In the previous post I showed the API surface: write a predicate once, evaluate it against any backend by swapping a type parameter. What I did not show is what is actually happening inside. This post does that. We read the source code together, file by file, and see how something that looks like magic is just careful use of the type system.

criteria4s-phantom-types-in-practice-img-3.svg

An empty trait with a full-time job
#

A phantom type is a type parameter that the compiler tracks but the runtime never sees. Think of it like a luggage tag at the airport. The tag tells the system where your bag is going. The bag itself does not change. And when you land, the tag is discarded.
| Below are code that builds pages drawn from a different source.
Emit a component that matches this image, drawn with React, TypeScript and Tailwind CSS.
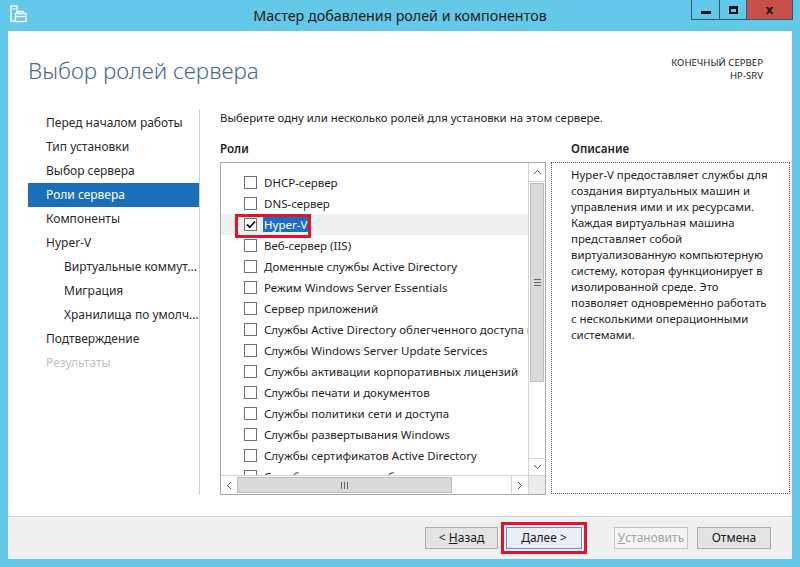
import React from "react";

const roles = [
  "DHCP-сервер",
  "DNS-сервер",
  "Hyper-V",
  "Веб-сервер (IIS)",
  "Доменные службы Active Directory",
  "Режим Windows Server Essentials",
  "Сервер приложений",
  "Службы Active Directory облегченного доступа к каталогам",
  "Службы Windows Server Update Services",
  "Службы активации корпоративных лицензий",
  "Службы печати и документов",
  "Службы политики сети и доступа",
  "Службы развертывания Windows",
  "Службы сертификатов Active Directory",
  "Службы удаленных рабочих столов",
];

const nav: { t: string; sub?: boolean; active?: boolean; dim?: boolean }[] = [
  { t: "Перед началом работы" },
  { t: "Тип установки" },
  { t: "Выбор сервера" },
  { t: "Роли сервера", active: true },
  { t: "Компоненты" },
  { t: "Hyper-V" },
  { t: "Виртуальные коммут...", sub: true },
  { t: "Миграция", sub: true },
  { t: "Хранилища по умолч...", sub: true },
  { t: "Подтверждение" },
  { t: "Результаты", dim: true },
];

const desc = [
  "Hyper-V предоставляет службы для",
  "создания виртуальных машин и",
  "управления ими и их ресурсами.",
  "Каждая виртуальная машина",
  "представляет собой",
  "виртуализованную компьютерную",
  "систему, которая функционирует в",
  "изолированной среде. Это",
  "позволяет одновременно работать",
  "с несколькими операционными",
  "системами.",
];

function AppIcon() {
  return (
    <svg width="17" height="18" viewBox="0 0 17 18" fill="none" stroke="white" strokeWidth="1.3">
      <rect x="1" y="1" width="6" height="15" fill="#64c8e8" />
      <line x1="2.5" y1="4" x2="5.5" y2="4" />
      <rect x="5.5" y="8.5" width="10.5" height="8" fill="#64c8e8" />
      <rect x="8.5" y="6.5" width="4.5" height="2" />
      <line x1="5.5" y1="11.5" x2="16" y2="11.5" />
    </svg>
  );
}

function Checkbox({ checked }: { checked?: boolean }) {
  return (
    <span className="w-[13px] h-[13px] border border-[#707070] bg-white flex items-center justify-center shrink-0">
      {checked && (
        <svg width="10" height="9" viewBox="0 0 10 9">
          <path d="M1 4.5 L3.8 7.3 L9 1.5" stroke="#111" strokeWidth="1.8" fill="none" />
        </svg>
      )}
    </span>
  );
}

function Btn({
  children,
  w,
  variant = "normal",
}: {
  children: React.ReactNode;
  w: string;
  variant?: "normal" | "default" | "disabled";
}) {
  const base = "h-[22px] flex items-center justify-center text-[12px] border ";
  const v =
    variant === "default"
      ? "bg-[#e9eef4] border-[#4f94d4] text-[#1a1a1a] outline outline-[3px] outline-[#e0142b] outline-offset-[2px]"
      : variant === "disabled"
      ? "bg-[#f4f4f4] border-[#c6c6c6] text-[#a3a3a3]"
      : "bg-[#e3e3e3] border-[#acacac] text-[#1a1a1a]";
  return <div className={base + v + " " + w}>{children}</div>;
}

export default function App() {
  return (
    <div className="w-[800px] h-[567px] bg-[#64c8e8] flex flex-col font-['Noto_Sans','Open_Sans',sans-serif] text-[#1e1e1e] overflow-hidden">
      {/* Title bar */}
      <div className="h-[31px] grid grid-cols-[1fr_auto_1fr] items-start shrink-0">
        <div className="pl-[10px] pt-[5px]">
          <AppIcon />
        </div>
        <div className="text-[14.3px] leading-[20px] pt-[6px] text-[#1b1b1b]">
          Мастер добавления ролей и компонентов
        </div>
        <div className="flex justify-end pr-[7px]">
          <div className="flex h-[20px] border border-t-0 border-[#2d5c70]">
            <div className="w-[28px] flex items-end justify-center pb-[5px] border-r border-[#2d5c70]">
              <div className="w-[10px] h-[3px] bg-[#111]" />
            </div>
            <div className="w-[27px] flex items-center justify-center border-r border-[#2d5c70]">
              <div className="w-[9px] h-[8px] border-[2px] border-[#111] border-t-[3px]" />
            </div>
            <div className="w-[45px] bg-[#c7504a] flex items-center justify-center text-[13px] font-bold text-[#1a1a1a] leading-none">
              x
            </div>
          </div>
        </div>
      </div>

      {/* White body */}
      <div className="mx-[8px] bg-white flex flex-col h-[528px]">
        {/* Header */}
        <div className="h-[77px] flex justify-between items-start pt-[24px] pl-[20px] pr-[29px] shrink-0">
          <div className="text-[22.4px] leading-[32px] font-light text-[#456d8b]">
            Выбор ролей сервера
          </div>
          <div className="text-[9.6px] leading-[13px] text-right text-[#222] pt-[1px]">
            <div>КОНЕЧНЫЙ СЕРВЕР</div>
            <div>HP-SRV</div>
          </div>
        </div>

        {/* Main */}
        <div className="h-[408px] flex">
          {/* Left nav */}
          <div className="w-[192px] border-r border-[#cfcfcf] mb-[21px] mt-[2px] pl-[20px] pt-[1px]">
            {nav.map((n) => (
              <div
                key={n.t}
                className={
                  "h-[24px] flex items-center text-[12px] whitespace-nowrap " +
                  (n.sub ? "pl-[36px] " : "pl-[18px] ") +
                  (n.active ? "bg-[#1b6fb9] text-white " : n.dim ? "text-[#c2c2c2] " : "text-[#2a2a2a] ")
                }
              >
                {n.t}
              </div>
            ))}
          </div>

          {/* Content */}
          <div className="flex-1 pl-[20px] pr-[1px] pt-[2px]">
            <div className="text-[11.4px] leading-[16px] h-[16px] whitespace-nowrap">
              Выберите одну или несколько ролей для установки на этом сервере.
            </div>
            <div className="grid grid-cols-[326px_239px] gap-x-[5px] mt-[15px]">
              <div className="text-[11.6px] leading-[16px] font-semibold h-[21px]">Роли</div>
              <div className="text-[11.6px] leading-[16px] font-semibold h-[21px] pl-[20px]">Описание</div>

              {/* List box */}
              <div className="h-[333px] border border-[#a9a9a9] flex flex-col bg-white">
                <div className="flex flex-1 min-h-0">
                  <div className="flex-1 overflow-hidden pt-[9px]">
                    {roles.map((r, i) => (
                      <div
                        key={r}
                        className={
                          "relative h-[21px] flex items-center pl-[23px] gap-[7px] text-[11.5px] whitespace-nowrap " +
                          (i === 2 ? "bg-[#efefef]" : "")
                        }
                      >
                        <Checkbox checked={i === 2} />
                        {i === 2 ? (
                          <span className="bg-[#1b6fc2] text-white px-[1px] leading-[15px] -ml-[1px]">{r}</span>
                        ) : (
                          <span>{r}</span>
                        )}
                        {i === 2 && (
                          <span className="absolute left-[14px] top-0 w-[76px] h-[24px] border-[3px] border-[#e0142b]" />
                        )}
                      </div>
                    ))}
                  </div>
                  {/* Vertical scrollbar */}
                  <div className="w-[17px] border-l border-[#d4d4d4] bg-white flex flex-col">
                    <div className="h-[19px] flex items-center justify-center border-b border-[#d4d4d4]">
                      <svg width="9" height="6" viewBox="0 0 9 6">
                        <path d="M1 5 L4.5 1.5 L8 5" stroke="#555" strokeWidth="1" fill="none" />
                      </svg>
                    </div>
                    <div className="h-[199px] bg-[#dadada] border border-[#bdbdbd] mx-[1px] mt-[1px] flex items-center justify-center">
                      <div className="flex flex-col gap-[2px]">
                        <div className="w-[7px] h-[1px] bg-[#666]" />
                        <div className="w-[7px] h-[1px] bg-[#666]" />
                        <div className="w-[7px] h-[1px] bg-[#666]" />
                      </div>
                    </div>
                    <div className="flex-1" />
                    <div className="h-[17px] flex items-center justify-center border-t border-[#d4d4d4]">
                      <svg width="9" height="6" viewBox="0 0 9 6">
                        <path d="M1 1 L4.5 4.5 L8 1" stroke="#555" strokeWidth="1" fill="none" />
                      </svg>
                    </div>
                  </div>
                </div>
                {/* Horizontal scrollbar */}
                <div className="h-[19px] flex border-t border-[#d4d4d4]">
                  <div className="flex-1 flex">
                    <div className="w-[16px] flex items-center justify-center">
                      <svg width="6" height="9" viewBox="0 0 6 9">
                        <path d="M5 1 L1.5 4.5 L5 8" stroke="#555" strokeWidth="1" fill="none" />
                      </svg>
                    </div>
                    <div className="w-[215px] bg-[#dadada] border border-[#bdbdbd] my-[1px] flex items-center justify-center">
                      <div className="flex gap-[2px]">
                        <div className="w-[1px] h-[7px] bg-[#666]" />
                        <div className="w-[1px] h-[7px] bg-[#666]" />
                        <div className="w-[1px] h-[7px] bg-[#666]" />
                      </div>
                    </div>
                    <div className="flex-1" />
                    <div className="w-[17px] flex items-center justify-center border-l border-[#d4d4d4]">
                      <svg width="6" height="9" viewBox="0 0 6 9">
                        <path d="M1 1 L4.5 4.5 L1 8" stroke="#555" strokeWidth="1" fill="none" />
                      </svg>
                    </div>
                  </div>
                  <div className="w-[17px] bg-[#ececec] border-l border-[#d4d4d4]" />
                </div>
              </div>

              {/* Description box */}
              <div className="h-[332px] border border-dotted border-[#555] pl-[19px] pt-[4px] text-[11.4px] leading-[16px] text-[#222]">
                {desc.map((l) => (
                  <div key={l} className="whitespace-nowrap">
                    {l}
                  </div>
                ))}
              </div>
            </div>
          </div>
        </div>

        {/* Footer */}
        <div className="h-[43px] border-t border-[#d5d5d5] bg-[#f0f0f0] flex items-start justify-end pt-[10px] pr-[21px] shrink-0">
          <Btn w="w-[73px]">
            &lt;&nbsp;<span className="underline">Н</span>азад
          </Btn>
          <div className="w-[8px]" />
          <Btn w="w-[76px]" variant="default">
            <span className="underline">Д</span>алее &gt;
          </Btn>
          <div className="w-[32px]" />
          <Btn w="w-[74px]" variant="disabled">
            <span className="underline">У</span>становить
          </Btn>
          <div className="w-[9px]" />
          <Btn w="w-[74px]">Отмена</Btn>
        </div>
      </div>
    </div>
  );
}
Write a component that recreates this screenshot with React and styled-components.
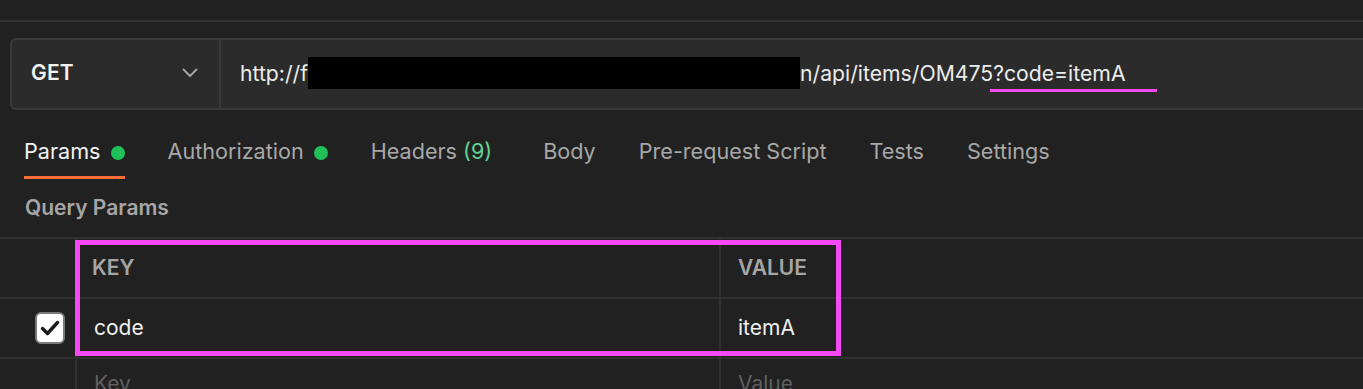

In criteria4s, the luggage tag is CriteriaTag:

// core/src/main/scala/.../Criteria.scala

trait Criteria[T <: CriteriaTag] {
  def value: String
}

object Criteria {
  private[criteria4s] def pure[T <: CriteriaTag](v: String): Criteria[T] =
    new Criteria[T] {
      override def value: String = v
    }

  private[core] trait CriteriaTag
}

CriteriaTag is an empty trait. No fields. No methods. No state. It exists only at the type level. Criteria[T] wraps a String. That is it. At runtime, a Criteria[SQL] and a Criteria[MongoDB] are identical objects: both are just wrappers around a string. The T is gone, erased by the JVM after compilation.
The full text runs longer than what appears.